Sunday, December 12, 2010

Wikileaks drips on: some responses

Again like every self respecting blogger on the planet, I have written a short comment for the Grauniad on Wikileaks.

The main thrust of the point I was making is that settling a dispute of major public consequence by covert and non-legitimate bully boy tactics - covert pressure on hosts, payment services and DNS servers, plus DDOS attacks on Wikileaks hosts from the US-sympathising side - and anonymous DDOS attacks on sites like Amazon, Mastercard and Assange's alleged rape victims' lawyer's site from the Wikileaks-sympathising side - are BOTH the wrong thing to do. The point of a civilised society is suposed to be that disputes are settled by transparent legitimate and democratic, judicial or political processes. This has not been a particularly popular point with almost anybody, but it seems to me that it may indeed be naive (as some commenters have accused), but it is also, I stil think, both correct and needing saying, in the current frenzy around the First Great Infowar etc (it's 1996 all over again, yet again..).

One commenter asks not entirely unreasonably why it is justified for Amazon to take down content without going to court but "Vigilanteism" if the forces of Anonymous take down content extra judicially by DDOS attacks. The confusion here is in the word "justified". Amazon are justified, I argue, because since they host the content, they could be held legally liable for it (on a variety of grounds) if they do not take down having been given notice. That could lead to damages against them, injunctions blocking their site to customers (at their busiest time of the year) or even a prison sentence for their CEO . As a (liberal-sympathisng) friend in industry said to me, that last does tend to focus the mind. To state the bleeding obvious, Anonymous by contrast are not liable for the content they bring down.

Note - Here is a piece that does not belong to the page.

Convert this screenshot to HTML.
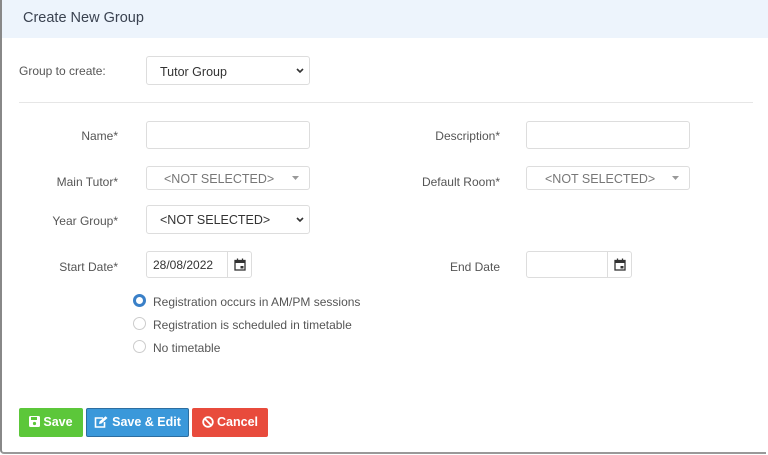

But that meant I was saying Amazon were justified in a risk-management sense, and a legal sense, not an ethical sense. Was it Amazon's highest ethical duty to defend freedom of speech or to be responsible to their shareholders and their employees? That's a harder question. Many used to feel companies had no ethical duties at all, though that is gone in an era of corporate social responsibility (though this is still rarely if ever a legal obligation). Amazon's role is perhaps confused because they are best known as a consumer site selling books ie complicit with freedom of expression. Would we feel as aggrieved if Wikileaks had gone to a cloud host known only for B2B hosting? Perhaps, but what reason would there then be for expecting a host to behave like a newspaper?

What this leads us to as many, many commentators have pointed out is a renewed understanding that freedom of speech online is worryingly dependent on the good intentions of intermediaries whose core values and business model is not based on journalistic ethics, as was true for traditional news outlets in the offine age. This is hardly news: it has been making headines since at least 1996 when a Bavarian court convicted the CEO of Compuserve for distributing Usenet newsgroups to Europe, some of which happened to contain pornographic files. That incident among many others, lead to rules restricting the liability of hosts and intermediaries, in both the EU and US, which did quite well till round the early 2000s but are now struggling (not least because of pressure from both the copyright and the chld safety lobbies for less, not more, immunity). Not uncoincidentally, these rules are now being actively reviewed by among others, the EU, the OECD and WIPO. The really interesting question now will be what effect Wikileaks as a case study has on those debates.